The book also set me thinking about what would happen if we, the teachers, disappeared from our classrooms. Chaos, a wild jungle, the end of learning might be common answers. It seems at first, like Weisman's premise, silly, impossible. But serious thinkers have taken the idea in other directions - like entropy and information systems or life.
I like this side idea of ectropy. It is a measure of the tendency of a dynamical system to do useful work and grow more organized. In simple terms, it's the opposite of entropy. It's a positive view.
The book, like many books and authors these days, has a slick website.The part that caught my eye was an animation called "Your House Without You" that lets you watch a home crumble as the years roll past. It's the world taken down to size, which is where my mind went - from schools to my own classrooms past and present.
According to the Second Law of Thermodynamics, in a closed system, like most schools, ectropy will decrease and we won't see more organization or useful work. How true might it be that the more our classroom is closed, the less useful work we will see?
Define "closed" and useful." Closed to the Internet, to the other classrooms around it, to the surrounding community, to new ideas... Useful work? Is that real world problems and solutions or authentic tasks and assessments?
There's a very good chance that in that imagined classroom without teachers, things would not all go in the direction we might first have guessed. Might there actually be some improvement?
Back to Weisman's book... his world without us also has billions more birds, but is also one where the cockroaches, in cities that are now unheated, are dying off.
Does learning stop when we leave the classroom?

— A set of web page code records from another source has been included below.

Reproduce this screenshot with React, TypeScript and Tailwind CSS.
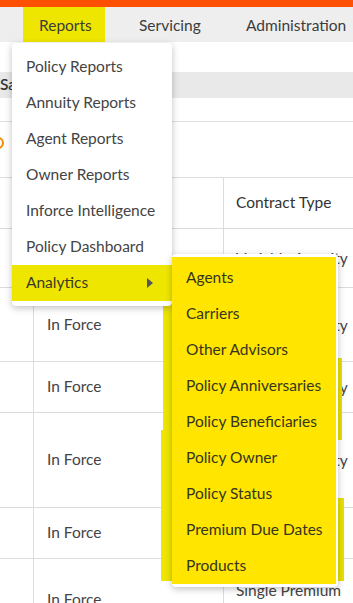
import * as React from "react";

const REPORT_ITEMS = [
  "Policy Reports",
  "Annuity Reports",
  "Agent Reports",
  "Owner Reports",
  "Inforce Intelligence",
  "Policy Dashboard",
];

const ANALYTICS_ITEMS = [
  "Agents",
  "Carriers",
  "Other Advisors",
  "Policy Anniversaries",
  "Policy Beneficiaries",
  "Policy Owner",
  "Policy Status",
  "Premium Due Dates",
  "Products",
];

type Row = { height: string; status: string; contract: string };

const ROWS: Row[] = [
  { height: "h-[59px]", status: "In Force", contract: "Variable Annuity" },
  { height: "h-[74px]", status: "In Force", contract: "Variable Annuity" },
  { height: "h-[51px]", status: "In Force", contract: "Variable Annuity" },
  { height: "h-[95px]", status: "In Force", contract: "Variable Annuity" },
  { height: "h-[51px]", status: "In Force", contract: "Fixed Annuity" },
  { height: "h-[82px]", status: "In Force", contract: "Single Premium Immediate Annuity" },
];

function NavBar() {
  return (
    <nav className="flex h-[35px] items-stretch bg-[#eeeeee] pt-[3px] text-[15.5px] text-[#3c3c3c]">
      <div className="w-[23px]" />
      <div className="-mt-[3px] flex w-[82px] items-center bg-[#efe600] pl-[16px] pt-[3px]">Reports</div>
      <div className="ml-[34px] flex w-[107px] items-center">Servicing</div>
      <div className="flex items-center whitespace-nowrap">Administration</div>
    </nav>
  );
}

function PolicyTable() {
  return (
    <div className="w-[440px] text-[15.5px] text-[#444]">
      <div className="flex h-[51px] border-b border-[#dcdcdc]">
        <div className="w-[33px]" />
        <div className="w-[190px] border-l border-[#dcdcdc]" />
        <div className="flex w-[150px] items-center border-l border-[#dcdcdc] pl-[12px] text-[#333]">
          Contract Type
        </div>
      </div>
      {ROWS.map((row, i) => (
        <div key={i} className={`flex border-b border-[#dcdcdc] ${row.height}`}>
          <div className="w-[33px]" />
          <div className="flex w-[190px] items-center border-l border-[#dcdcdc] pl-[13px]">
            {row.status}
          </div>
          <div className="flex w-[150px] items-center border-l border-[#dcdcdc] pl-[12px] leading-[20px]">
            {row.contract}
          </div>
        </div>
      ))}
    </div>
  );
}

function ReportsMenu() {
  return (
    <div className="absolute left-[12px] top-[43px] w-[160px] rounded-[4px] bg-white pb-[5px] pt-[6px] text-[15.5px] text-[#444] shadow-[0_2px_7px_rgba(0,0,0,0.25)]">
      {REPORT_ITEMS.map((label) => (
        <div key={label} className="flex h-[36px] items-center whitespace-nowrap pl-[14px]">
          {label}
        </div>
      ))}
      <div className="flex h-[36px] items-center justify-between bg-[#efe600] pl-[14px] pr-[19px] text-[#3a3a2a]">
        Analytics
        <svg width="6" height="10" viewBox="0 0 6 10" aria-hidden>
          <path d="M0 0 L6 5 L0 10 Z" fill="#555" />
        </svg>
      </div>
    </div>
  );
}

function AnalyticsMenu() {
  return (
    <div className="absolute left-[172px] top-[254px] w-[166px] rounded-[4px] bg-white pb-[3px] pr-[2px] pt-[3px] text-[15.5px] text-[#35351f] shadow-[0_2px_7px_rgba(0,0,0,0.25)]">
      <div className="bg-[#ffe500] pt-[3px]">
        {ANALYTICS_ITEMS.map((label) => (
          <div key={label} className="flex h-[36px] items-center whitespace-nowrap pl-[14px]">
            {label}
          </div>
        ))}
      </div>
    </div>
  );
}

export default function App() {
  return (
    <div className="relative h-[603px] w-[353px] overflow-hidden bg-white font-['Lato','Open_Sans',sans-serif]">
      <div className="h-[7px] bg-[#ff4f00]" />
      <NavBar />

      <div className="mt-[30px] flex h-[26px] items-center bg-[#e9e9e9] text-[15.5px] font-semibold text-[#333]">
        Saved Reports
      </div>
      <div className="h-[24px] border-b border-[#e2e2e2]" />
      <div className="flex h-[56px] items-start border-b border-[#dcdcdc] pt-[15px]">
        <span className="ml-[-8px] block h-[12px] w-[12px] rounded-full border-2 border-[#f08a00]" />
      </div>

      <PolicyTable />

      {/* highlighter marks around the analytics submenu */}
      <div className="absolute left-[163px] top-[299px] h-[131px] w-[10px] bg-[#efe500]" />
      <div className="absolute left-[161px] top-[430px] h-[151px] w-[12px] bg-[#efe500]" />
      <div className="absolute left-[338px] top-[358px] h-[82px] w-[4px] bg-[#e9e200]" />
      <div className="absolute left-[338px] top-[498px] h-[83px] w-[6px] bg-[#e9e200]" />

      <ReportsMenu />
      <AnalyticsMenu />
    </div>
  );
}
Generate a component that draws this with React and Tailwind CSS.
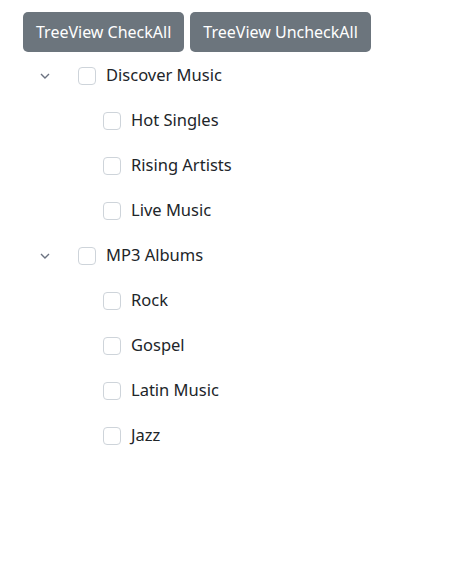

I did some Google browsing on phrases like "classrooms without teachers", "reading and writing without teachers" and came across a few sites with this idea. Not as many as I thought I would find. Remember that tired line about the "guide on the side, not the sage on the stage" was used to address getting teachers out of the lecture mode? It seems to have fallen away finally, but there are still lots of people doing workshops around that idea. My surfing down the endless rows of Internet stacks did turn up an old friend.
It's Peter Elbow's Writing Without Teachers. That's a book I bought in my second year of teaching (grades 8 & 9 in a junior high school - remember those?). It was new, it was the mid 1970's and it seemed like an very hip encounter group approach to writing. I thought it might also be a secret way to ease my pain (mental and physical) from carrying home folders full of essays.
There was much freewriting in this "teacherless" writing class. We were unlocking the writer within, throwing away traditional ideas of good and bad writing, reacting to each other's writing like a good 70's encounter group.
"Never stop ... to wonder what word or thought to use, or to think about what you are doing. You will use up more paper, but chew up fewer pencils."
I was never able to create that teacherless classroom, especially in the years I taught middle school, though I was able to step back and let things happen on their own more often.
How often do those of you who teach just "get out of the way" and let the students learn on their own? (Realizing that you legally can't leave and even when you are out of the way, you are probably facilitating.)
Anyone want to share experiences about trying this?
Well, it's something I've aspired to. I've always been fond of Donald Murray's adage about trying to underteach so his students can overlearn.
The last two years I've been teaching a senior (high school) elective which has no set curriculum. It's called "Senior Seminar" and it has two main structural threads. The first part of it is that we show up and talk. For the first few days, I share with them some texts that interest me, and then we set up a schedule so that each of them can come in and share something that interests them. The class starts, they read (or present) the material they've chosen, we all write for a few minutes to collect our first thoughts (Peter Elbow lives!) and then we talk. Sometimes I come up with a followup assignment that involves further reading or writing.
About midway through the semester we switch into project mode, and I ask them to design and complete a project which can be either writing based, reading based, research based, or service based. Examples: Three of my senior boys just completed a really terrific music video that they created based on a song one of them wrote for (within the context of) this class. One girl read Pride and Prejudice and The French Lieutenant's Woman, kept reading logs, and wrote a couple of essays at the end about the books. During this second phase, fully half our class time is just given over to work the projects. Many times the kids just show up and then go off the to computer lab or the library or to do filming or whatever.
It's about as close to a pure learning-based classroom as I've been able to approximate in the context of a regular school setting. I set up the structures;the kids provide most of the content and create their own learning programs. And it works really well for most of the kids, who seem to rise to the challenge. It does create a problem for the minority who for whatever reasons have elevated procrastination and task-avoidance to be a way of life. But it's a class I really enjoy working with.